'We can find you' - Kiwi Uyghur Muslim says he received threats from China's police state

July 24, 2019

A Uyghur Muslim man who fled China to New Zealand says he has received threats from China's police state.

Since 2017, the Communist party in China has been carrying out a mass campaign against Muslim Uyghur citizens in the Xinjiang Province by rounding up, detaining and forcibly indoctrinating them and other Muslim minority ethnic groups in the far-western region, according to ABC Australia.

They're being held in so-called "re-education camps", where human rights groups allege detainees are subjected to political indoctrination, ill treatment and sometimes torture.

Beijing initially denied the existence of the camps, but has since acknowledged they do exist, with the purpose of combatting terrorism and giving vocational training to the Uyghur people.

A 2018 BBC expose used satellite imagery analysis to claim that hundred of thousands of Uyghurs are now interned in the camps.

Shawudun Abdughupur, 43, left Xinjiang in 2009 after riots which left hundreds dead, and is now a New Zealand citizen.

Speaking with AFP in his first-ever public interview, Mr Abdughupur said he now lives in fear.

His mother, 78, is still in Xinjiang, and Mr Abdughupur believes she may be in one of the camps.

He told AFP that his mother had pressed him for information about other Uighurs in New Zealand during conversations, and said he believes "someone pushed her to ask".

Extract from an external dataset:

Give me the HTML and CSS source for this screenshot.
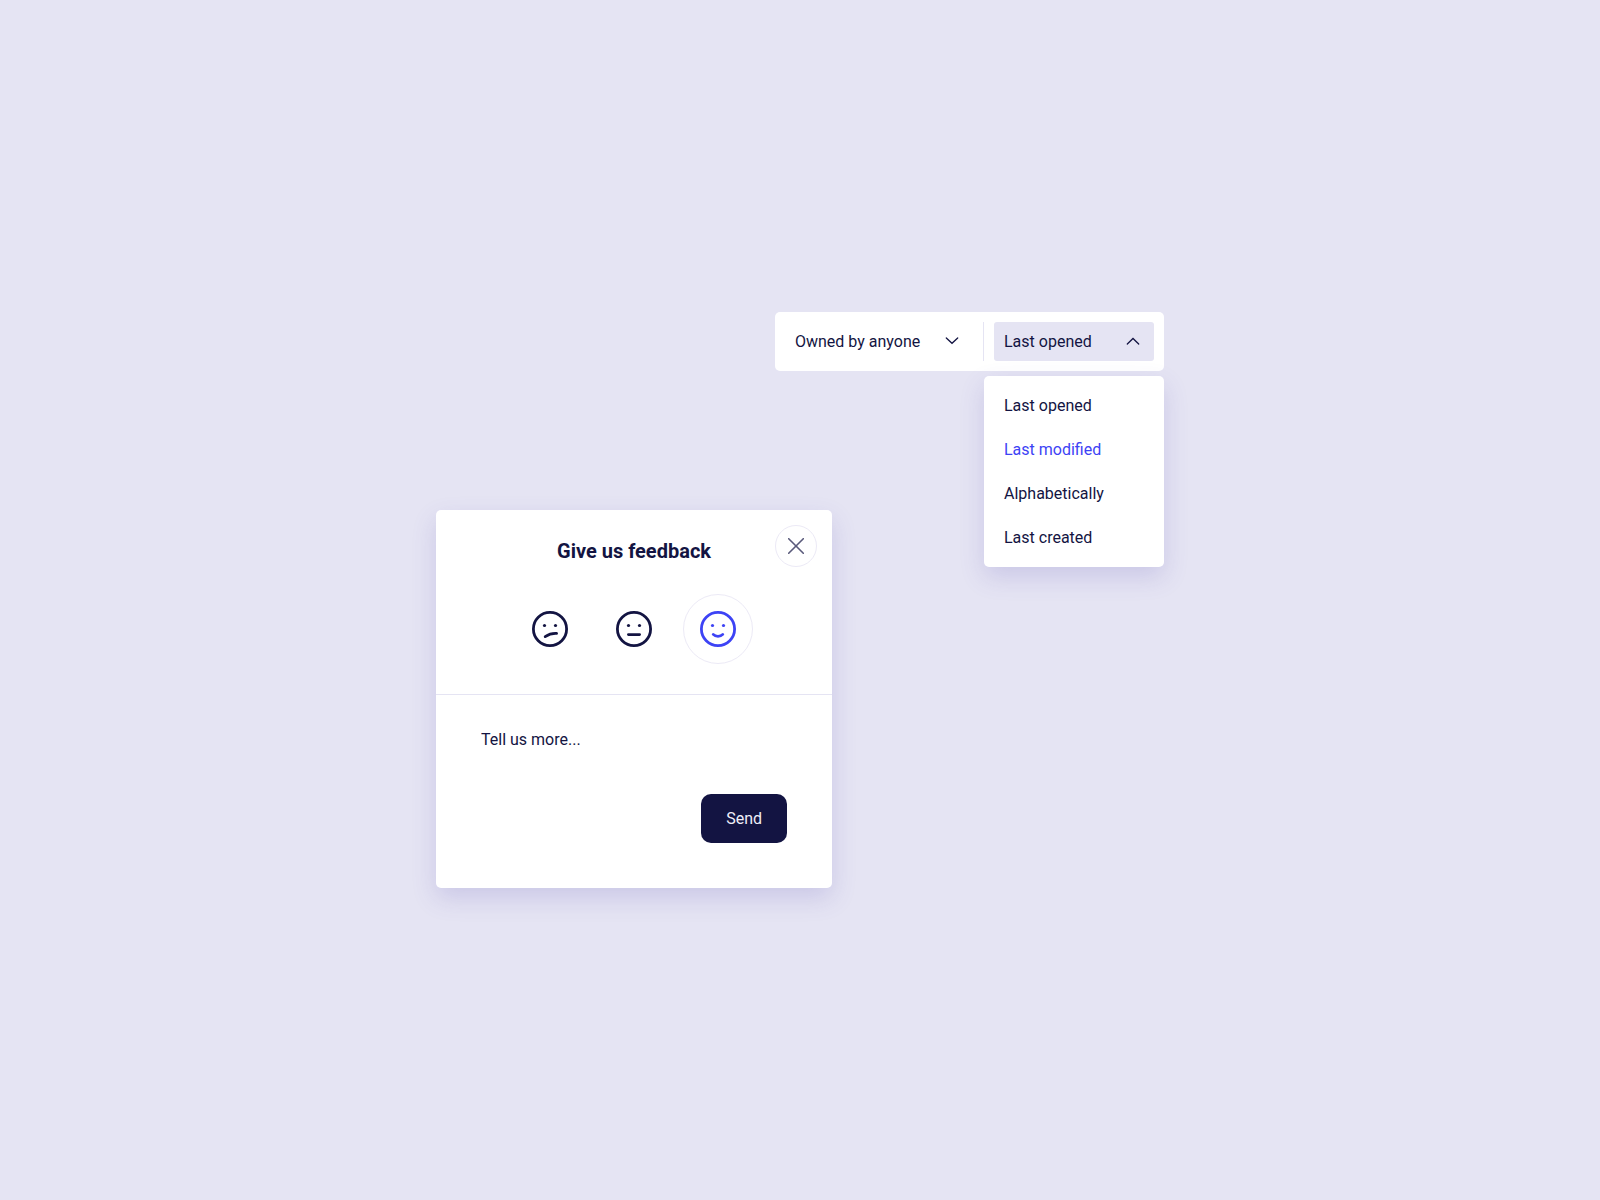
FILE: index.html
```html
<!DOCTYPE html>
<html lang="en">
<head>
<meta charset="utf-8">
<meta name="viewport" content="width=device-width, initial-scale=1">
<title>Feedback</title>
<link rel="stylesheet" href="styles.css">
</head>
<body>
<main class="stage">
  <div class="filters">
    <div class="filter">
      <select class="filter-select" aria-label="Owner">
        <option>Owned by anyone</option>
        <option>Owned by me</option>
      </select>
      <svg class="chevron" viewBox="0 0 12 9" aria-hidden="true"><path d="M0.3 1 6 6.3 11.7 1"/></svg>
    </div>
    <div class="filter filter-open">
      <select class="filter-select" aria-label="Sort by">
        <option>Last opened</option>
        <option>Last modified</option>
        <option>Alphabetically</option>
        <option>Last created</option>
      </select>
      <svg class="chevron" viewBox="0 0 12 9" aria-hidden="true"><path d="M0.3 7 6 1.5 11.7 7"/></svg>
    </div>
    <div class="menu">
      <button class="menu-item" type="button">Last opened</button>
      <button class="menu-item menu-item-active" type="button">Last modified</button>
      <button class="menu-item" type="button">Alphabetically</button>
      <button class="menu-item" type="button">Last created</button>
    </div>
  </div>

  <form class="feedback">
    <div class="feedback-head">
      <h1 class="feedback-title">Give us feedback</h1>
      <div class="faces" role="radiogroup" aria-label="Rating">
        <label class="face">
          <input class="face-input" type="radio" name="rating" value="bad" aria-label="Unhappy">
          <svg class="face-icon" viewBox="0 0 36 36" aria-hidden="true"><circle cx="18" cy="18" r="16.6"/><path d="M13.2 25.6Q18.5 22 24.6 22.4"/><circle class="eye" cx="12.5" cy="14.5" r="1.6"/><circle class="eye" cx="23.5" cy="14.5" r="1.6"/></svg>
        </label>
        <label class="face">
          <input class="face-input" type="radio" name="rating" value="ok" aria-label="Neutral">
          <svg class="face-icon" viewBox="0 0 36 36" aria-hidden="true"><circle cx="18" cy="18" r="16.6"/><path d="M12.4 23.6H23.6"/><circle class="eye" cx="12.5" cy="14.5" r="1.6"/><circle class="eye" cx="23.5" cy="14.5" r="1.6"/></svg>
        </label>
        <label class="face">
          <input class="face-input" type="radio" name="rating" value="good" aria-label="Happy" checked>
          <svg class="face-icon" viewBox="0 0 36 36" aria-hidden="true"><circle cx="18" cy="18" r="16.6"/><path d="M13.2 23.4C15.6 25.9 20.4 25.9 22.8 23.4"/><circle class="eye" cx="12.5" cy="14.5" r="1.6"/><circle class="eye" cx="23.5" cy="14.5" r="1.6"/></svg>
        </label>
      </div>
      <button class="close" type="button" aria-label="Close">
        <svg class="close-icon" viewBox="0 0 16 16" aria-hidden="true"><path d="M0.7 0.7 15.3 15.3M15.3 0.7 0.7 15.3"/></svg>
      </button>
    </div>
    <div class="feedback-body">
      <textarea class="message" rows="1" aria-label="Message" placeholder="Tell us more..."></textarea>
      <button class="send" type="button">Send</button>
    </div>
  </form>
</main>
</body>
</html>
```
FILE: styles.css
```css
:root {
  --bg: #e5e4f3;
  --navy: #131442;
  --blue: #3d43f5;
  --shadow: 0 10px 24px rgba(92, 78, 180, 0.19);
}

* {
  box-sizing: border-box;
}

body {
  display: flex;
  align-items: center;
  justify-content: center;
  min-height: 100vh;
  margin: 0;
  background: var(--bg);
  color: var(--navy);
  font: 16px/19px Roboto, "Liberation Sans", sans-serif;
}

button,
select,
textarea {
  margin: 0;
  padding: 0;
  border: 0;
  background: none;
  color: inherit;
  font: inherit;
}

.stage {
  display: flex;
  flex-direction: column;
  gap: 139px;
  width: 100%;
  max-width: 728px;
}

.filters {
  position: relative;
  display: flex;
  align-self: flex-end;
  gap: 10px;
  padding: 10px;
  border-radius: 5px;
  background: #fff;
}

.filter {
  display: grid;
  align-items: center;
  width: 188px;
}

.filter-open {
  width: 171px;
  padding-left: 10px;
  border-left: 1px solid var(--bg);
}

.filter-select {
  grid-area: 1 / 1;
  width: 100%;
  padding: 10px;
  border-radius: 3px;
  appearance: none;
}

.filter-open .filter-select {
  background: var(--bg);
}

.chevron {
  grid-area: 1 / 1;
  justify-self: end;
  width: 12px;
  height: 9px;
  margin-right: 15px;
  overflow: visible;
  fill: none;
  stroke: var(--navy);
  stroke-width: 1.3;
  stroke-linecap: round;
  pointer-events: none;
}

.menu {
  position: absolute;
  top: calc(100% + 5px);
  right: 0;
  display: flex;
  flex-direction: column;
  gap: 25px;
  width: 180px;
  padding: 20px;
  border-radius: 5px;
  background: #fff;
  box-shadow: var(--shadow);
}

.menu-item {
  text-align: left;
}

.menu-item-active {
  color: var(--blue);
}

.feedback {
  width: 396px;
  max-width: 100%;
  border-radius: 5px;
  background: #fff;
  box-shadow: var(--shadow);
}

.feedback-head {
  position: relative;
  display: flex;
  flex-direction: column;
  align-items: center;
  gap: 32px;
  padding: 30px;
  border-bottom: 1px solid var(--bg);
}

.feedback-title {
  margin: 0;
  font-size: 20px;
  font-weight: 700;
  line-height: 22px;
}

.faces {
  display: flex;
  gap: 14px;
}

.face {
  position: relative;
  display: grid;
  place-items: center;
  width: 70px;
  height: 70px;
  border: 1px solid transparent;
  border-radius: 50%;
}

.face:has(:checked) {
  border-color: #eceaf6;
  color: var(--blue);
}

.face-input {
  position: absolute;
  inset: 0;
  width: 100%;
  height: 100%;
  margin: 0;
  opacity: 0;
}

.face-icon {
  width: 36px;
  height: 36px;
  fill: none;
  stroke: currentColor;
  stroke-width: 2.8;
  stroke-linecap: round;
}

.eye {
  fill: currentColor;
  stroke: none;
}

.close {
  position: absolute;
  top: 15px;
  right: 15px;
  display: grid;
  place-items: center;
  width: 42px;
  height: 42px;
  border: 1px solid #eceaf6;
  border-radius: 50%;
}

.close-icon {
  width: 16px;
  height: 16px;
  fill: none;
  stroke: #5a5a7b;
  stroke-width: 1.6;
  stroke-linecap: round;
}

.feedback-body {
  display: flex;
  flex-direction: column;
  gap: 45px;
  padding: 35px 45px 45px;
}

.message {
  display: block;
  width: 100%;
  height: 19px;
  outline: 0;
  overflow: hidden;
  resize: none;
}

.message::placeholder {
  color: var(--navy);
  opacity: 1;
}

.send {
  align-self: flex-end;
  padding: 15px 25px;
  border-radius: 10px;
  background: var(--navy);
  color: #efeef8;
}
```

After refusing to reveal any details, Mr Abdughupur says he received threats, reportedly saying: "We can find you. We are in New Zealand."

He says he reported the incident to police, but that they told him to contact Netsafe, who then referred him back to police.

"I don't know if the New Zealand Government can protect me," Mr Abdughupur said.

"How can they protect me?"

New Zealand police told AFP that they would not discuss the case for privacy reasons.